An Efficient $k$-modes Algorithm for Clustering Categorical Datasets
This provides an improved algorithm for researchers and practitioners needing efficient clustering of categorical datasets, though it is incremental as it builds on the existing k-modes method.
The paper tackles the problem of clustering categorical data by introducing OTQT, a novel and computationally efficient implementation of the k-modes algorithm, which is proven to find undetectable updates and is more accurate per iteration, often faster to the optimum than existing methods.

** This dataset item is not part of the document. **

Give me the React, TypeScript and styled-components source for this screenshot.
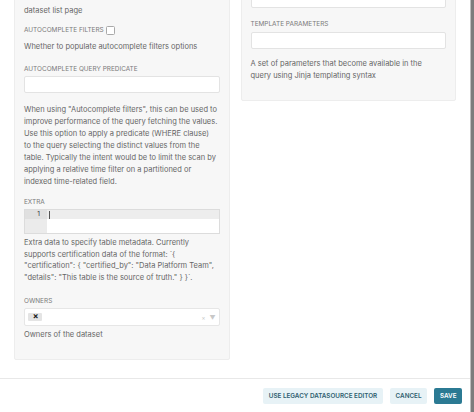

Mining clusters from data is an important endeavor in many applications. The $k$-means method is a popular, efficient, and distribution-free approach for clustering numerical-valued data, but does not apply for categorical-valued observations. The $k$-modes method addresses this lacuna by replacing the Euclidean with the Hamming distance and the means with the modes in the $k$-means objective function. We provide a novel, computationally efficient implementation of $k$-modes, called OTQT. We prove that OTQT finds updates to improve the objective function that are undetectable to existing $k$-modes algorithms. Although slightly slower per iteration due to algorithmic complexity, OTQT is always more accurate per iteration and almost always faster (and only barely slower on some datasets) to the final optimum. Thus, we recommend OTQT as the preferred, default algorithm for $k$-modes optimization.